La caratteristica forma del rifugio © archivio CAIIl rifugio Vittorio Emanuele II del CAI di Torino (2732 metri) si trova sulle rive del Lago Moncorvè, nel territorio del comune valdostano di Valsavarenche, nelle Alpi Graie, ai piedi del Gran Paradiso. È una delle strutture più frequentate e confortevoli dell'arco alpino ed è riconoscibile per la forma assolutamente peculiare del tetto in lamiera.
La storia
La costruzione del Vittorio Emanuele II era stata iniziata negli anni trenta sotto la presidenza del senatore Giuseppe Brezzi, personalità torinese di spicco di quei tempi. Tra i suoi vari incarichi, il mecenate era anche a capo della società Cogne di Aosta, industria siderurgica di importanza nazionale, carica che influì sull'originale copertura. Fu infatti l’ingegnere Dumontel a progettare il nuovo rifugio, che aveva sostanzialmente le forme di un piccolo bivacco accademico, realizzato però in una scala maggiore. Nell’estate 1933 il principe del Piemonte Umberto di Savoia venne trasportato a dorso di mulo da Pont Valsavarenche al rifugio, e con solenne cerimonia alpina inaugurò la struttura, in realtà non ancora ultimata. Lo scoppio della seconda guerra mondiale lasciò il rifugio incompiuto e bisognò attendere il 1961 per vedere i lavori conclusi, grazie soprattutto all'impegno di Valentino Daynè. Il gestore purtroppo scomparve prematuramente, a soli pochi mesi dall'inaugurazione.
Entrambe le strutture - la vecchia e la nuova- sono dedicate al primo re d'Italia, grande appassionato di montagna e frequentatore delle terre che al tempo erano riserva reale di caccia.

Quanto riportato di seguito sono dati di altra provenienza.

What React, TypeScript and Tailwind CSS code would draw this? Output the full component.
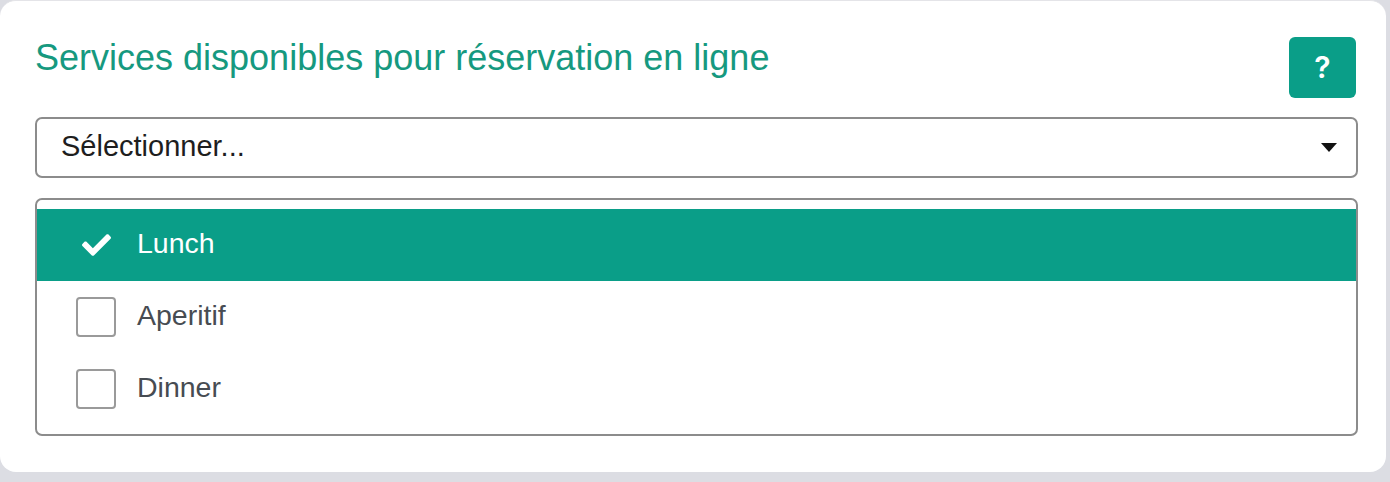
import { useState } from "react";

const SERVICES = ["Lunch", "Aperitif", "Dinner"];

function Check() {
  return (
    <svg viewBox="0 65 512 382" className="w-[29px] h-[22px]" fill="currentColor">
      <path d="M173.898 439.404l-166.4-166.4c-9.997-9.997-9.997-26.206 0-36.204l36.203-36.204c9.997-9.998 26.207-9.998 36.204 0L192 312.69 432.095 72.596c9.997-9.997 26.207-9.997 36.204 0l36.203 36.204c9.997 9.997 9.997 26.206 0 36.204l-294.4 294.401c-9.998 9.997-26.207 9.997-36.204-.001z" />
    </svg>
  );
}

export default function App() {
  const [selected, setSelected] = useState<string[]>(["Lunch"]);

  const toggle = (s: string) =>
    setSelected((cur) => (cur.includes(s) ? cur.filter((x) => x !== s) : [...cur, s]));

  return (
    <div
      className="w-[1390px] h-[482px] bg-[#dcdde3] pr-[4px] pb-[10px]"
      style={{ fontFamily: '"Liberation Sans", Arial, sans-serif' }}
    >
      <div className="h-full bg-white rounded-[16px] pt-[36px] pl-[35px] pr-[28px] pb-[35px] border-t border-[#e4e4e8]">
        <div className="flex items-start justify-between">
          <h2 className="text-[36px] leading-[46px] text-[#16997f] -mt-[2px]">
            Services disponibles pour réservation en ligne
          </h2>
          <button className="w-[67px] h-[61px] rounded-[6px] bg-[#0a9e88] text-white text-[30px] font-semibold font-[Inter] flex items-center justify-center mr-[2px]">
            ?
          </button>
        </div>

        <div className="mt-[19px] h-[61px] border-2 border-[#8c8c8c] rounded-[7px] flex items-center justify-between pl-[24px] pr-[19px]">
          <span className="text-[29px] text-[#1e1e1e] -mt-[2px]">Sélectionner...</span>
          <span className="w-0 h-0 border-l-[8px] border-r-[8px] border-t-[9px] border-l-transparent border-r-transparent border-t-[#111]" />
        </div>

        <div className="mt-[20px] border-2 border-[#8c8c8c] rounded-[7px] pt-[9px] pb-[9px]">
          {SERVICES.map((s) => {
            const on = selected.includes(s);
            return (
              <div
                key={s}
                onClick={() => toggle(s)}
                className={
                  on
                    ? "h-[72px] flex items-center bg-[#0a9e88] text-white cursor-pointer"
                    : "h-[72px] flex items-center text-[#474c52] cursor-pointer"
                }
              >
                <div className="w-[100px] flex items-center justify-center pl-[18px]">
                  {on ? (
                    <Check />
                  ) : (
                    <span className="w-[40px] h-[40px] border-2 border-[#9a9a9a] rounded-[4px] block" />
                  )}
                </div>
                <span className="text-[28.5px] -mt-[3px]">{s}</span>
              </div>
            );
          })}
        </div>
      </div>
    </div>
  );
}
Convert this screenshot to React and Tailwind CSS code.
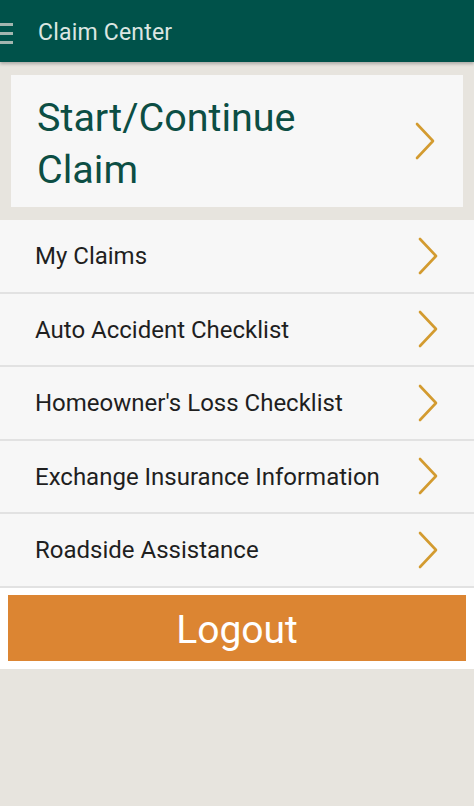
const items = [
  "My Claims",
  "Auto Accident Checklist",
  "Homeowner's Loss Checklist",
  "Exchange Insurance Information",
  "Roadside Assistance",
];

const Chevron = ({ className }) => (
  <svg viewBox="0 0 20 38" className={className} fill="none">
    <path d="M2 2 L18 19 L2 36" stroke="#d39b30" strokeWidth="2.6" strokeLinecap="round" strokeLinejoin="round" />
  </svg>
);

export default function App() {
  return (
    <div className="w-[474px] h-[806px] bg-[#e7e4de] flex flex-col font-['Roboto',sans-serif]">
      <header className="h-[62px] bg-[#00524a] flex items-center pt-[5px] shadow-[0_2px_3px_rgba(0,0,0,0.25)] relative z-10">
        <div className="w-[13px] flex flex-col gap-[6px] mr-[25px]">
          <span className="h-[3px] bg-[#a3b5af]" />
          <span className="h-[3px] bg-[#a3b5af]" />
          <span className="h-[3px] bg-[#a3b5af]" />
        </div>
        <h1 className="text-[23px] text-[#dbe6e2] tracking-[0.2px]">Claim Center</h1>
      </header>

      <div className="px-[11px] pt-[13px] pb-[13px]">
        <button className="w-full h-[132px] bg-[#f7f7f7] flex items-center justify-between pl-[26px] pr-[28px] text-left">
          <span className="text-[39.5px] leading-[52px] text-[#0c4e44] pt-[5px]">
            Start/Continue
            <br />
            Claim
          </span>
          <Chevron className="w-[20px] h-[38px]" />
        </button>
      </div>

      <ul className="bg-[#f7f7f7]">
        {items.map((item) => (
          <li
            key={item}
            className="h-[73.5px] border-b-2 border-[#e2e2e2] flex items-center justify-between pl-[35px] pr-[36px]"
          >
            <span className="text-[24px] text-[#1f1f1f] pt-[1px]">{item}</span>
            <Chevron className="w-[20px] h-[38px]" />
          </li>
        ))}
      </ul>

      <div className="bg-white px-[8px] pt-[7px] pb-[8px]">
        <button className="w-full h-[66px] bg-[#dc8532] text-white text-[39px] flex items-center justify-center pt-[6px]">
          Logout
        </button>
      </div>
    </div>
  );
}
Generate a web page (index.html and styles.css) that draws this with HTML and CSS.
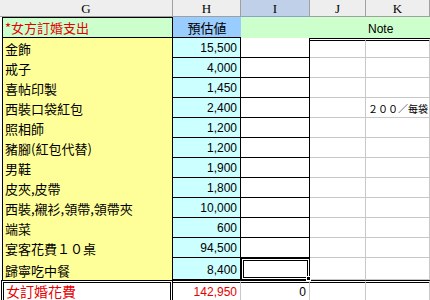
FILE: index.html
```html
<!DOCTYPE html>
<html>
<head>
<meta charset="utf-8">
<link rel="stylesheet" href="styles.css">
</head>
<body>
<div class="sheet">
  <div class="hd">G</div><div class="hd">H</div><div class="hd sel">I</div><div class="hd">J</div><div class="hd">K</div>

  <div class="gt">*女方訂婚支出</div><div class="ht">預估値</div><div class="nt">Note</div>

  <div class="gy">金飾</div><div class="hv">15,500</div><div class="iv first"></div><div class="c dbl"></div><div class="c dbl"></div>
  <div class="gy">戒子</div><div class="hv">4,000</div><div class="iv"></div><div class="c"></div><div class="c"></div>
  <div class="gy">喜帖印製</div><div class="hv">1,450</div><div class="iv"></div><div class="c"></div><div class="c"></div>
  <div class="gy">西裝口袋紅包</div><div class="hv">2,400</div><div class="iv"></div><div class="c"></div><div class="c note">２００／每袋</div>
  <div class="gy">照相師</div><div class="hv">1,200</div><div class="iv"></div><div class="c"></div><div class="c"></div>
  <div class="gy">豬腳(紅包代替)</div><div class="hv">1,200</div><div class="iv"></div><div class="c"></div><div class="c"></div>
  <div class="gy">男鞋</div><div class="hv">1,900</div><div class="iv"></div><div class="c"></div><div class="c"></div>
  <div class="gy">皮夾,皮帶</div><div class="hv">1,800</div><div class="iv"></div><div class="c"></div><div class="c"></div>
  <div class="gy">西裝,襯衫,領帶,領帶夾</div><div class="hv">10,000</div><div class="iv"></div><div class="c"></div><div class="c"></div>
  <div class="gy">端菜</div><div class="hv">600</div><div class="iv"></div><div class="c"></div><div class="c"></div>
  <div class="gy">宴客花費１０桌</div><div class="hv">94,500</div><div class="iv"></div><div class="c"></div><div class="c"></div>
  <div class="gy">歸寧吃中餐</div><div class="hv">8,400</div><div class="iv active"><span class="handle"></span></div><div class="c"></div><div class="c"></div>

  <div class="tot gtot">女訂婚花費</div><div class="tot num red">142,950</div><div class="tot num">0</div><div class="tot"></div><div class="tot"></div>
</div>
</body>
</html>
```
FILE: styles.css
```css
html, body {
  margin: 0;
  padding: 0;
  background: #ffffff;
}

.sheet {
  display: grid;
  grid-template-columns: 173px 68px 69px 56px 1fr;
  grid-template-rows: 17px 21px repeat(11, 20px) 22px 1fr;
  width: 430px;
  height: 300px;
  overflow: hidden;
  font-family: "Noto Sans CJK TC", "Noto Sans CJK JP", sans-serif;
  font-size: 13px;
  color: #000;
}

.sheet > div {
  box-sizing: border-box;
  min-width: 0;
  white-space: nowrap;
  overflow: hidden;
  display: flex;
  align-items: flex-end;
  line-height: 1;
  padding-bottom: 3px;
}

.hd {
  background: #eeeeee;
  border-right: 1px solid #a0a0a0;
  border-bottom: 1px solid #a0a0a0;
  justify-content: center;
  align-items: center !important;
  padding-bottom: 0 !important;
  font-family: "Liberation Serif", serif;
  font-size: 13px;
}

.hd.sel {
  background: #bfd0e8;
  border-bottom-color: #8aa4c8;
}

.gt {
  margin-left: 2px;
  background: #ccffcc;
  border: 1px solid #000;
  color: #e60000;
  padding-left: 2px;
}

.ht {
  background: #99ccff;
  border-bottom: 1px solid #000;
  justify-content: center;
}

.nt {
  grid-column: span 3;
  background: #ccffcc;
  padding-left: 127px;
  font-family: "Liberation Sans", sans-serif;
  font-size: 12px;
}

.gy {
  margin-left: 2px;
  background: #ffff99;
  border-left: 1px solid #000;
  border-right: 1px solid #000;
  padding-left: 2px;
}

.hv {
  background: #ccffff;
  border-right: 1px solid #000;
  border-bottom: 1px solid #000;
  justify-content: flex-end;
  padding-right: 3px;
  font-family: "Liberation Sans", sans-serif;
  font-size: 12px;
}

.iv {
  background: #fff;
  border-right: 1px solid #000;
  border-bottom: 1px solid #000;
}

.iv.active {
  position: relative;
  overflow: visible !important;
  border: 3px double #000;
}

.handle {
  position: absolute;
  right: -4px;
  bottom: -4px;
  width: 5px;
  height: 5px;
  box-sizing: border-box;
  background: #000;
  border: 1px solid #fff;
}

.c {
  border-right: 1px solid #c8c8c8;
  border-bottom: 1px solid #c8c8c8;
}

.c.dbl {
  border-top: 3px double #000;
}

.note {
  font-size: 10px;
  padding-left: 2px;
}

.tot {
  border-top: 3px double #000;
  border-right: 1px solid #c8c8c8;
  justify-content: flex-end;
  padding-right: 3px;
  padding-bottom: 2px !important;
  font-family: "Liberation Sans", sans-serif;
  font-size: 12px;
}

.gtot {
  margin-left: 1px;
  border-left: 3px double #000;
  border-right: 3px double #000;
  justify-content: flex-start;
  align-items: flex-start !important;
  padding-left: 2px;
  padding-top: 1px;
  padding-bottom: 0 !important;
  font-family: "Noto Sans CJK TC", sans-serif;
  font-size: 14px;
  color: #e60000;
}

.red {
  color: #e60000;
}
```
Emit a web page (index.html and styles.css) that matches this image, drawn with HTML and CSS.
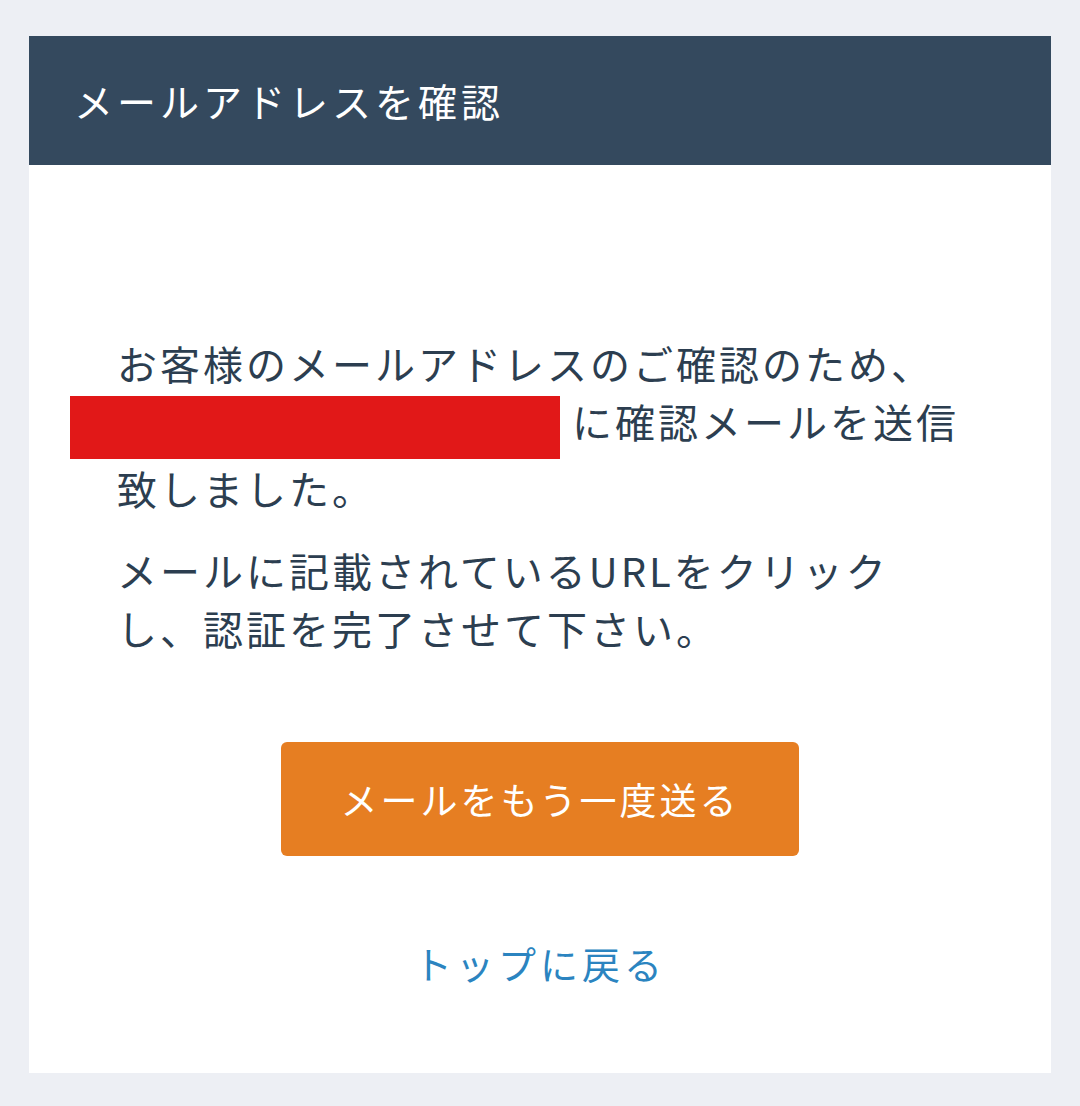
FILE: index.html
```html
<!DOCTYPE html>
<html lang="ja">
<head>
  <meta charset="UTF-8" />
  <meta name="viewport" content="width=device-width, initial-scale=1.0" />
  <title>メールアドレスを確認</title>
  <link rel="stylesheet" href="styles.css">
</head>
<body>

  <!-- === CARD === -->
  <div class="card">
    <div class="card-header">
      <h1>メールアドレスを確認</h1>
    </div>

    <div class="card-body">
      <p class="message">
        お客様のメールアドレスのご確認のため、<br>
        <span class="masked"></span>に確認メールを送信<br>
        致しました。
      </p>
      <p class="message">
        メールに記載されているURLをクリック<br>
        し、認証を完了させて下さい。
      </p>

      <div class="actions">
        <button class="resend-btn" type="button">メールをもう一度送る</button>
        <a class="back-link" href="#">トップに戻る</a>
      </div>
    </div>
  </div>

</body>
</html>
```

FILE: styles.css
```css
* {
  margin: 0;
  padding: 0;
  box-sizing: border-box;
}

html, body {
  background: #edeff4;
  font-family: "Noto Sans CJK JP", "Noto Sans", sans-serif;
}

body {
  padding: 36px 29px 33px;
}

.card {
  background: #fff;
}

.card-header {
  background: #34495e;
  height: 129px;
  display: flex;
  align-items: center;
  padding-left: 45px;
}

.card-header h1 {
  color: #fff;
  font-size: 39px;
  font-weight: 400;
  letter-spacing: 4px;
  line-height: 1;
}

.card-body {
  padding: 169px 88px 81px;
}

.message {
  color: #2c3e50;
  font-size: 40px;
  line-height: 58px;
  letter-spacing: 3px;
  white-space: nowrap;
}

.message + .message {
  margin-top: 24px;
}

/* redacted address */
.masked {
  display: inline-block;
  width: 490px;
  height: 63px;
  margin-left: -47px;
  margin-right: 12px;
  vertical-align: middle;
  background: #e11818;
}

.actions {
  display: flex;
  flex-direction: column;
  align-items: center;
  margin-top: 85px;
}

.resend-btn {
  width: 518px;
  height: 114px;
  border: none;
  border-radius: 6px;
  background: #e67e22;
  color: #fff;
  font-family: inherit;
  font-size: 37px;
  letter-spacing: 3px;
  cursor: pointer;
}

.back-link {
  margin-top: 78px;
  color: #2b84c0;
  font-size: 38px;
  line-height: 58px;
  letter-spacing: 4px;
  text-decoration: none;
}
```
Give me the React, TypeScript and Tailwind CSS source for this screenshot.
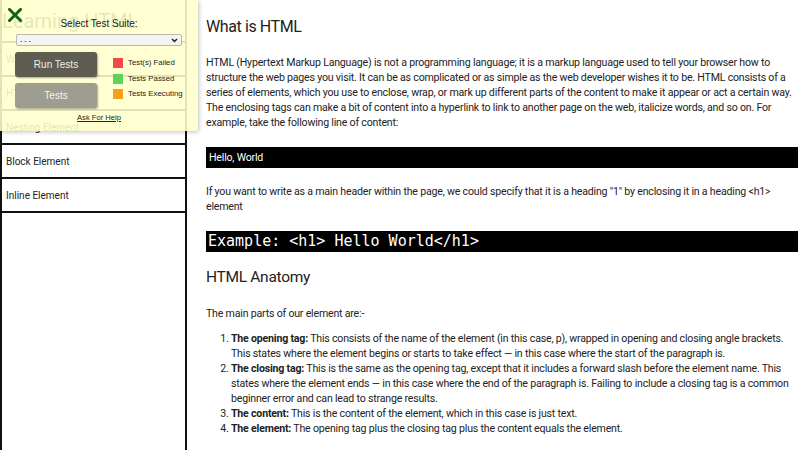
import React from 'react';

const NAV_ITEMS = ['What is HTML', 'HTML Anatomy', 'Nesting Element', 'Block Element', 'Inline Element'];

const LEGEND = [
  { label: 'Test(s) Failed', color: 'bg-[#f24b46]' },
  { label: 'Tests Passed', color: 'bg-[#5ed35b]' },
  { label: 'Tests Executing', color: 'bg-[#f6a11e]' },
];

const TestSuite: React.FC = () => (
  <div className="absolute top-0 left-0 w-[198px] h-[131px] bg-[rgba(255,255,204,0.88)] rounded-br-[4px] shadow-[1px_1px_4px_rgba(0,0,0,0.25)] font-['Liberation_Sans',Arial,sans-serif] text-[#222]">
    {/* close */}
    <svg className="absolute top-[8px] left-[8px]" width="14" height="14" viewBox="0 0 14 14">
      <path d="M1.5 1.5 L12.5 12.5 M12.5 1.5 L1.5 12.5" stroke="#0d650d" strokeWidth="3" strokeLinecap="square" />
    </svg>

    <div className="pt-[17px] text-center text-[10px] leading-[13px]">Select Test Suite:</div>

    <div className="mx-[16px] mt-[4px] h-[12px] bg-[#f4f4f0] border border-[#b8b8b0] rounded-[2px] flex items-center justify-between px-[3px]">
      <span className="text-[7px] leading-none">- - -</span>
      <svg width="7" height="5" viewBox="0 0 7 5">
        <path d="M1 1 L3.5 3.5 L6 1" stroke="#222" strokeWidth="1.5" fill="none" />
      </svg>
    </div>

    <div className="flex mt-[6px] pl-[15px] gap-[16px]">
      <div className="flex flex-col gap-[6px]">
        <div className="w-[82px] h-[25px] rounded-[3px] bg-[#5f5d51] text-[#eeeeea] text-[10px] flex items-center justify-center shadow-[1px_1px_2px_rgba(0,0,0,0.35)]">
          Run Tests
        </div>
        <div className="w-[82px] h-[25px] rounded-[3px] bg-[#9f9d90] text-[#f4f4f0] text-[10px] flex items-center justify-center shadow-[1px_1px_2px_rgba(0,0,0,0.35)]">
          Tests
        </div>
      </div>
      <div className="flex flex-col gap-[5.5px] pt-[6px]">
        {LEGEND.map((l) => (
          <div key={l.label} className="flex items-center h-[10px] gap-[5px]">
            <span className={`w-[10px] h-[10px] ${l.color}`}></span>
            <span className="text-[7.8px] leading-none">{l.label}</span>
          </div>
        ))}
      </div>
    </div>

    <div className="mt-[3.5px] text-center text-[7.6px] leading-[11px] underline">Ask For Help</div>
  </div>
);

const App: React.FC = () => {
  return (
    <div className="relative w-[800px] h-[450px] overflow-hidden bg-white font-['Roboto',sans-serif] text-[#222]">
      <div className="flex h-full">
        {/* Sidebar */}
        <nav className="w-[187px] h-full shrink-0 border-x-2 border-[#111] bg-white">
          <header className="h-[43px] border-b-2 border-[#111] flex items-center text-[20px] leading-none text-[#333]">
            Learning HTML
          </header>
          {NAV_ITEMS.map((item) => (
            <div key={item} className="h-[34px] border-b-2 border-[#111] flex items-center pl-[4px] text-[10px]">
              {item}
            </div>
          ))}
        </nav>

        {/* Main */}
        <main className="flex-1 pl-[19px] pr-[2px] text-[10.6px] leading-[15px] tracking-[-0.2px]">
          <h1 className="mt-[16px] text-[16px] leading-[22px] tracking-[-0.4px]">What is HTML</h1>
          <p className="mt-[16.5px]">
            HTML (Hypertext Markup Language) is not a programming language; it is a markup language used to tell your browser how to
            structure the web pages you visit. It can be as complicated or as simple as the web developer wishes it to be. HTML consists of a
            series of elements, which you use to enclose, wrap, or mark up different parts of the content to make it appear or act a certain way.
            The enclosing tags can make a bit of content into a hyperlink to link to another page on the web, italicize words, and so on. For
            example, take the following line of content:
          </p>
          <div className="mt-[17.5px] h-[21px] bg-black text-white leading-[21px] px-[3px]">Hello, World</div>
          <p className="mt-[15.5px]">
            If you want to write as a main header within the page, we could specify that it is a heading "1" by enclosing it in a heading &lt;h1&gt;
            element
          </p>
          <div className="mt-[17.5px] h-[21px] bg-black text-white px-[2px] font-['DejaVu_Sans_Mono',monospace] text-[15px] leading-[21px] tracking-normal whitespace-pre">
            Example: &lt;h1&gt; Hello World&lt;/h1&gt;
          </div>
          <h2 className="mt-[14.5px] text-[15.5px] leading-[21px] tracking-[-0.3px]">HTML Anatomy</h2>
          <p className="mt-[18px]">The main parts of our element are:-</p>
          <ol className="mt-[10px] list-decimal pl-[25px]">
            <li>
              <b>The opening tag:</b> This consists of the name of the element (in this case, p), wrapped in opening and closing angle brackets.
              This states where the element begins or starts to take effect — in this case where the start of the paragraph is.
            </li>
            <li>
              <b>The closing tag:</b> This is the same as the opening tag, except that it includes a forward slash before the element name. This
              states where the element ends — in this case where the end of the paragraph is. Failing to include a closing tag is a common
              beginner error and can lead to strange results.
            </li>
            <li>
              <b>The content:</b> This is the content of the element, which in this case is just text.
            </li>
            <li>
              <b>The element:</b> The opening tag plus the closing tag plus the content equals the element.
            </li>
          </ol>
        </main>
      </div>

      <TestSuite />
    </div>
  );
};

export default App;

Il rifugio in una immagine d'epoca, ben visibile anche la vecchia struttura © archivio CAILa gestione
Il vecchio rifugio, costruito nel 1884, è ancora in uso: nei mesi invernali è aperto per permettere il ricovero di chi ne avesse necessità. Dispone di ben 21 posti letto, mentre quello nuovo ne conta oltre 120-130, divisi in camera da 4-5 posti. Ci sono ben 8 bagni con acqua corrente e docce calde a pagamento. I posti a sedere arrivano invece anche a 150. La struttura è gestita da Paolo Pellissier, Samuel Thomasset e Jean Claude Ferrod. Paolo è il primo dei tre che lo ha preso in gestione ed è al Vittorio Emanuele II da una quindicina d'anni. “Offriamo un servizio tradizionale, con cucina classica. Apriamo anche in primavera, da fine marzo a maggio, non solo nei fine settimana ma sette giorni su sette”. Data la quota e la possibilità di diversi itinerari d'alta montagna, il rifugio raccoglie anche le richieste di chi cerca una guida in zona, altrimeti contattabili a info@guidegranparadiso.com
Gli itinerari
Il rifugio Vittorio Emanuele II è noto in tutto il mondo sia per la posizione stupenda in cui sorge, che per la possibilità di intraprendere percorsi alpinisti e scialpinistici in inverno, ma anche per trekking di ogni sorta e ascensioni estive. La meta più gettonata è la vetta del Gran Paradiso, ma le possibili destinazioni sono numerosissime. L'accesso tendenzialmente avviene da Pont-Valsavarenche (1960 metri di quota), per il sentiero 1, di carattere escursionistico. Per arrivare al rifugio sono 750 metri di dislivello, che si coprono in circa due ore e mezza. Il Vittorio Emanuele II è anche sul tragitto del cosiddetto trekking dello stambecco, un itinerario di quasi 40 chilometri che unisce Pravieux al rifugio Jervis. Si trova a metà della seconda giornata, sul sentiero che collega il rifugio Chabod al Tetras Lyre.